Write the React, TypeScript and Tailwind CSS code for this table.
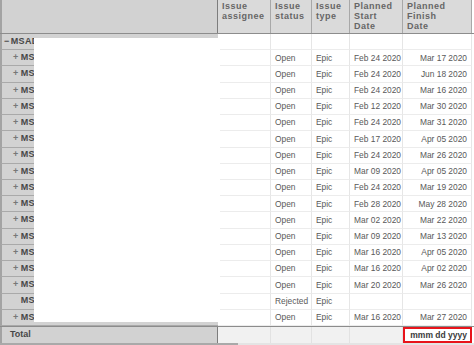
const rows = [
  { s: "Open", t: "Epic", a: "Feb 24 2020", b: "Mar 17 2020" },
  { s: "Open", t: "Epic", a: "Feb 24 2020", b: "Jun 18 2020" },
  { s: "Open", t: "Epic", a: "Feb 24 2020", b: "Mar 16 2020" },
  { s: "Open", t: "Epic", a: "Feb 12 2020", b: "Mar 30 2020" },
  { s: "Open", t: "Epic", a: "Feb 24 2020", b: "Mar 31 2020" },
  { s: "Open", t: "Epic", a: "Feb 17 2020", b: "Apr 05 2020" },
  { s: "Open", t: "Epic", a: "Feb 24 2020", b: "Mar 26 2020" },
  { s: "Open", t: "Epic", a: "Mar 09 2020", b: "Apr 05 2020" },
  { s: "Open", t: "Epic", a: "Feb 24 2020", b: "Mar 19 2020" },
  { s: "Open", t: "Epic", a: "Feb 28 2020", b: "May 28 2020" },
  { s: "Open", t: "Epic", a: "Mar 02 2020", b: "Mar 22 2020" },
  { s: "Open", t: "Epic", a: "Mar 09 2020", b: "Mar 13 2020" },
  { s: "Open", t: "Epic", a: "Mar 16 2020", b: "Apr 05 2020" },
  { s: "Open", t: "Epic", a: "Mar 16 2020", b: "Apr 02 2020" },
  { s: "Open", t: "Epic", a: "Mar 20 2020", b: "Mar 26 2020" },
  { s: "Rejected", t: "Epic", a: "", b: "", noPlus: true },
  { s: "Open", t: "Epic", a: "Mar 16 2020", b: "Mar 27 2020" },
]

const headers = [
  { w: "w-[53px]", lines: ["Issue", "assignee"] },
  { w: "w-[41px]", lines: ["Issue", "status"] },
  { w: "w-[38px]", lines: ["Issue", "type"] },
  { w: "w-[53px]", lines: ["Planned", "Start", "Date"] },
  { w: "w-[69px]", lines: ["Planned", "Finish", "Date"] },
]

function LeftCell({ children }: { children: React.ReactNode }) {
  return (
    <div className="w-[218px] shrink-0 bg-[#d2d2d2] border-l-2 border-l-[#a3a3a3] border-b border-b-[#a9a9a9] flex items-center text-[9px] font-bold text-[#474747] tracking-[0.4px] overflow-hidden whitespace-nowrap">
      {children}
    </div>
  )
}

function DataCell({ w, children, right }: { w: string; children?: React.ReactNode; right?: boolean }) {
  return (
    <div
      className={`${w} shrink-0 border-r border-r-[#e6e6e6] border-b border-b-[#ececec] flex items-center px-[4px] text-[8.4px] text-[#595959] whitespace-nowrap ${right ? "justify-end" : ""}`}
    >
      {children}
    </div>
  )
}

function Row({ children }: { children: React.ReactNode }) {
  return <div className="flex min-h-0">{children}</div>
}

export default function App() {
  return (
    <div className="relative w-[474px] h-[345px] overflow-hidden bg-white font-['Liberation_Sans',Arial,sans-serif]">
      {/* header */}
      <div className="flex h-[34px] border-b border-b-[#8c8c8c]">
        <div className="w-[218px] shrink-0 bg-[#d2d2d2] border-l-2 border-l-[#a3a3a3] border-r border-r-[#7d7d7d]" />
        {headers.map((h, i) => (
          <div
            key={i}
            className={`${h.w} shrink-0 bg-[#dadada] border-r border-r-[#a8a8a8] px-[4px] pt-[1px] text-[9px] leading-[10px] font-bold text-[#666] tracking-[0.5px]`}
          >
            {h.lines.map((l) => (
              <div key={l}>{l}</div>
            ))}
          </div>
        ))}
      </div>

      <div className="grid grid-rows-[repeat(18,minmax(0,1fr))] h-[292px]">
        <Row>
          <LeftCell>
            <span className="ml-[2px] mr-[1px]">−</span>MSAD
          </LeftCell>
          <DataCell w="w-[53px]" />
          <DataCell w="w-[41px]" />
          <DataCell w="w-[38px]" />
          <DataCell w="w-[53px]" />
          <DataCell w="w-[69px]" />
        </Row>

        {rows.map((r, i) => (
          <Row key={i}>
            <LeftCell>
              <span className={`ml-[11px] mr-[2px] text-[#777] ${r.noPlus ? "invisible" : ""}`}>+</span>MSAD
            </LeftCell>
            <DataCell w="w-[53px]" />
            <DataCell w="w-[41px]">{r.s}</DataCell>
            <DataCell w="w-[38px]">{r.t}</DataCell>
            <DataCell w="w-[53px]">{r.a}</DataCell>
            <DataCell w="w-[69px]" right>
              {r.b}
            </DataCell>
          </Row>
        ))}
      </div>

      {/* total */}
      <div className="flex h-[17px] border-t border-t-[#8c8c8c]">
        <div className="w-[218px] shrink-0 bg-[#d2d2d2] border-l-2 border-l-[#a3a3a3] border-r border-r-[#7d7d7d] flex items-center pl-[8px] text-[9px] font-bold text-[#474747]">
          Total
        </div>
        <div className="w-[53px] shrink-0 bg-[#f1f1f1] border-r border-r-[#e2e2e2]" />
        <div className="w-[41px] shrink-0 bg-[#f1f1f1] border-r border-r-[#e2e2e2]" />
        <div className="w-[38px] shrink-0 bg-[#f1f1f1] border-r border-r-[#e2e2e2]" />
        <div className="w-[53px] shrink-0 bg-[#f1f1f1] border-r border-r-[#e2e2e2]" />
        <div className="w-[69px] shrink-0 bg-white border-2 border-[#e8141b] flex items-center justify-end pr-[3px] text-[8.5px] font-bold text-[#3a3a3a]">
          mmm dd yyyy
        </div>
      </div>

      {/* scrollbar */}
      <div className="flex h-[2px]">
        <div className="w-[238px] bg-[#a9a9a9]" />
        <div className="flex-1 bg-[#e4e4e4]" />
      </div>

      {/* redaction */}
      <div className="absolute left-[34px] top-[38px] w-[186px] h-[284px] bg-white" />
    </div>
  )
}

* * *

• _The problem_:
Within the data above, pick out all lines holding the word "React".

• _The reply_:
Write the React, TypeScript and Tailwind CSS code for this table.
function LeftCell({ children }: { children: React.ReactNode }) {
function DataCell({ w, children, right }: { w: string; children?: React.ReactNode; right?: boolean }) {
function Row({ children }: { children: React.ReactNode }) {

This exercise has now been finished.